Avidestal Technologies shall only accept wire transfer payments or credit card payments unless otherwise specifically agreed between parties. By selecting the credit card payment method, CLIENT, hereby authorizes Avidestal Technologies to initiate monthly credit card debit entries for payment if the project period spans a timeframe longer than 1 month. Avidestal Technologies shall assume no responsibility or liability if credit card payment by CLIENT fails, is rejected, disputed, or cannot be processed or accepted by the financial institution in charge. Should either be the case, Avidestal Technologies shall be entitled to reject CLIENT’s application to receive Services and/or may suspend the receipt of Services, including without limitation to the Software until valid payment in full is received.
Unless otherwise explicitly agreed by Avidestal Technologies and the CLIENT, the CLIENT shall pay Avidestal Technologies a one-time fee of accumulated Delivery costs and a monthly fee for the Services, including but not limited to License costs, Additional Work expenses and any other costs to be borne by the CLIENT as laid out in this Agreement, calculated according to the rates applied by Avidestal Technologies.
All invoices shall be sent to be paid by CLIENT in advance except for the invoices regarding Additional Work as defined in these Terms. All payments of invoices shall be made within 15 days of the invoice date, without extension or set-off, unless otherwise stated in the contract or order confirmation. In the event of failure to pay, the CLIENT shall be in default by operation of law and, therefore, an interest rate of 0.75% per month shall be payable by CLIENT to Avidestal Technologies without further notice of such default. Should such be the case, a part of a month shall be calculated as a month.
Any judicial and/or extrajudicial costs incurred in the collection of payments due to Avidestal Technologies shall be borne by the CLIENT.
Payments shall first be set off against the aforementioned costs and interest and shall, subsequently, be set off against the invoice which is overdue for the longest period of time.

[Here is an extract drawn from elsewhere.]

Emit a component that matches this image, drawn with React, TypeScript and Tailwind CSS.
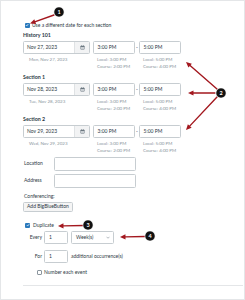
import React from "react";

const LABEL = "text-[#2d3b45]";
const HINT = "text-[#8b969e]";

function CheckBox({ checked }: { checked: boolean }) {
  if (checked) {
    return (
      <div className="w-[5px] h-[5px] rounded-[1px] bg-[#2b7abc] flex items-center justify-center shrink-0">
        <svg width="4" height="4" viewBox="0 0 10 10">
          <path d="M2 5.2 L4.2 7.4 L8.2 2.8" stroke="white" strokeWidth="1.8" fill="none" />
        </svg>
      </div>
    );
  }
  return <div className="w-[5px] h-[5px] rounded-[1px] border border-[#8b969e] bg-white shrink-0" />;
}

function CalendarIcon() {
  return (
    <svg width="5" height="5" viewBox="0 0 10 10">
      <rect x="1" y="1.5" width="8" height="7.5" rx="0.8" fill="#6b7780" />
      <rect x="2" y="4" width="6" height="4" fill="#c9ced2" />
      <rect x="2.5" y="0.3" width="1" height="2" fill="#6b7780" />
      <rect x="6.5" y="0.3" width="1" height="2" fill="#6b7780" />
    </svg>
  );
}

function Box({ w, children, pl = "pl-[4px]" }: { w: string; children?: React.ReactNode; pl?: string }) {
  return (
    <div className={`${w} h-[13px] border border-[#c7cdd1] rounded-[1.5px] bg-white flex items-center ${pl} text-[5px] ${LABEL} shrink-0`}>
      {children}
    </div>
  );
}

function Section({ title, date, hint }: { title: string; date: string; hint: string }) {
  return (
    <div className="flex flex-col mt-[4px]">
      <div className={`h-[6px] leading-[6px] text-[5.3px] font-bold ${LABEL}`}>{title}</div>
      <div className="mt-[3px] flex items-center h-[13px]">
        <div className="w-[67px] h-[13px] flex border border-[#c7cdd1] rounded-[1.5px] overflow-hidden shrink-0">
          <div className={`w-[50px] h-full bg-white flex items-center pl-[3px] text-[5px] ${LABEL}`}>{date}</div>
          <div className="flex-1 h-full bg-[#f2f3f4] border-l border-[#dfe2e4] flex items-center justify-center">
            <CalendarIcon />
          </div>
        </div>
        <div className="w-[3px]" />
        <Box w="w-[42px]" pl="pl-[3.5px]">3:00 PM</Box>
        <div className={`w-[4px] text-center text-[5px] ${LABEL}`}>-</div>
        <Box w="w-[42px]" pl="pl-[3.5px]">5:00 PM</Box>
      </div>
      <div className={`mt-[2px] flex text-[4.5px] leading-[7px] ${HINT}`}>
        <div className="w-[67px] pl-[6px] shrink-0">{hint}</div>
        <div className="w-[3px]" />
        <div className="w-[42px] pl-[4px] shrink-0">
          <div>Local: 3:00 PM</div>
          <div>Course: 2:00 PM</div>
        </div>
        <div className="w-[4px]" />
        <div className="w-[42px] pl-[4px] shrink-0">
          <div>Local: 5:00 PM</div>
          <div>Course: 4:00 PM</div>
        </div>
      </div>
    </div>
  );
}

function Arrow({ x1, y1, x2, y2 }: { x1: number; y1: number; x2: number; y2: number }) {
  const dx = x2 - x1;
  const dy = y2 - y1;
  const len = Math.sqrt(dx * dx + dy * dy);
  const ux = dx / len;
  const uy = dy / len;
  const hl = 5.5;
  const hw = 2.6;
  const bx = x2 - ux * hl;
  const by = y2 - uy * hl;
  const px = -uy;
  const py = ux;
  const pts = `${x2},${y2} ${bx + px * hw},${by + py * hw} ${bx - px * hw},${by - py * hw}`;
  return (
    <g>
      <line x1={x1} y1={y1} x2={bx + ux * 0.5} y2={by + uy * 0.5} stroke="#a3181f" strokeWidth="1.4" strokeLinecap="round" />
      <polygon points={pts} fill="#a3181f" />
    </g>
  );
}

function Badge({ cx, cy, n }: { cx: number; cy: number; n: string }) {
  return (
    <g>
      <circle cx={cx} cy={cy} r="5.1" fill="#111" stroke="#fff" strokeWidth="0.6" />
      <text x={cx} y={cy + 2} textAnchor="middle" fontSize="5.5" fontWeight="bold" fill="#fff" fontFamily="Lato, sans-serif">
        {n}
      </text>
    </g>
  );
}

export default function App() {
  return (
    <div className="relative w-[245px] h-[300px] bg-white border border-[#e4e6e8] overflow-hidden font-[family-name:Lato,sans-serif]">
      <div className="flex flex-col pl-[22px] pr-[1px] pt-[21px]">
        <div className="flex items-center h-[6px] pl-[1.5px]">
          <CheckBox checked />
          <span className={`ml-[2.5px] text-[5px] leading-[6px] ${LABEL}`}>Use a different date for each section</span>
        </div>

        <Section title="History 101" date="Nov 27, 2023" hint="Mon, Nov 27, 2023" />
        <Section title="Section 1" date="Nov 28, 2023" hint="Tue, Nov 28, 2023" />
        <Section title="Section 2" date="Nov 29, 2023" hint="Wed, Nov 29, 2023" />

        <div className="mt-[3px] flex items-center h-[14px]">
          <div className={`w-[31px] pl-[1px] text-[5px] ${LABEL}`}>Location</div>
          <div className="w-[82px] h-[14px] border border-[#c7cdd1] rounded-[1.5px] bg-white" />
        </div>
        <div className="mt-[3px] flex items-center h-[14px]">
          <div className={`w-[31px] pl-[1px] text-[5px] ${LABEL}`}>Address</div>
          <div className="w-[82px] h-[14px] border border-[#c7cdd1] rounded-[1.5px] bg-white" />
        </div>

        <div className={`mt-[5px] h-[6px] leading-[6px] pl-[1px] text-[5px] ${LABEL}`}>Conferencing:</div>
        <div className="mt-[3px] flex">
          <div className={`h-[10px] px-[3px] flex items-center border border-[#c7cdd1] rounded-[1.5px] bg-[#f5f5f5] text-[5px] ${LABEL}`}>
            Add BigBlueButton
          </div>
        </div>

        <div className="mt-[10px] flex items-center h-[6px] pl-[2px]">
          <CheckBox checked />
          <span className={`ml-[3px] text-[5px] leading-[6px] ${LABEL}`}>Duplicate</span>
        </div>

        <div className="mt-[3px] flex items-center h-[13px]">
          <div className={`w-[19px] text-right text-[5px] ${LABEL}`}>Every</div>
          <div className="w-[2px]" />
          <Box w="w-[24px]">1</Box>
          <div className="w-[3px]" />
          <div className={`w-[43px] h-[13px] border border-[#c7cdd1] rounded-[1.5px] bg-white flex items-center justify-between pl-[4px] pr-[3px] text-[5px] ${LABEL}`}>
            <span>Week(s)</span>
            <svg width="4" height="3" viewBox="0 0 8 5">
              <path d="M1 1 L4 4 L7 1" stroke="#6b7780" strokeWidth="1" fill="none" />
            </svg>
          </div>
        </div>

        <div className="mt-[6px] flex items-center h-[13px]">
          <div className={`w-[19px] text-right text-[5px] ${LABEL}`}>For</div>
          <div className="w-[2px]" />
          <Box w="w-[24px]">1</Box>
          <div className="w-[3px]" />
          <span className={`text-[5px] ${LABEL}`}>additional occurrence(s)</span>
        </div>

        <div className="mt-[6px] flex items-center h-[6px] pl-[14px]">
          <CheckBox checked={false} />
          <span className={`ml-[2px] text-[5px] leading-[6px] ${LABEL}`}>Number each event</span>
        </div>

        <div className="mt-[10px] border-t border-[#e4e6e8]" />
      </div>

      <svg className="absolute inset-0 pointer-events-none" width="245" height="300" viewBox="0 0 245 300">
        <Arrow x1={53} y1={14} x2={29} y2={22.5} />
        <Badge cx={58} cy={11} n="1" />
        <Arrow x1={216} y1={88} x2={185} y2={61} />
        <Arrow x1={214} y1={92} x2={187} y2={92} />
        <Arrow x1={216} y1={96} x2={185} y2={129} />
        <Badge cx={220} cy={92} n="2" />
        <Arrow x1={83} y1={224.5} x2={57} y2={225} />
        <Badge cx={87} cy={224} n="3" />
        <Arrow x1={144} y1={235.5} x2={119} y2={236} />
        <Badge cx={149} cy={235} n="4" />
      </svg>
    </div>
  );
}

The amounts due and payable to Avidestal Technologies shall be immediately claimable by operation of law as soon as any of the following occurs:
7.1. CLIENT is declared to be in a state of involuntary liquidation;
7.2. CLIENT applies for a moratorium of payments;
7.3. A petition for a guardianship order has been filed;
7.4. An attachment has been levied on CLIENT’s goods or part thereof;
7.5. CLIENT’s assets or part thereof are put under administration;
7.6. CLIENT loses, wholly or partially, disposition over their assets;
7.7. CLIENT is in the process of being wound up or is dissolved, whether in general partnership or as a private limited company.
If before or during the execution of the Agreement, Avidestal Technologies has good reasons to believe that the CLIENT will not or not timely be able to fulfill its payment obligations, Avidestal Technologies shall be entitled, after a warning and a period of grace of 5 business days, to suspend the performance of its obligations until the CLIENT has on request furnished sufficient security therefore. If the CLIENT fails to furnish such security, Avidestal Technologies shall be entitled to terminate the Agreement. The CLIENT shall compensate Avidestal Technologies for all the loss or damage sustained by Avidestal Technologies arising from this suspension or dissolution.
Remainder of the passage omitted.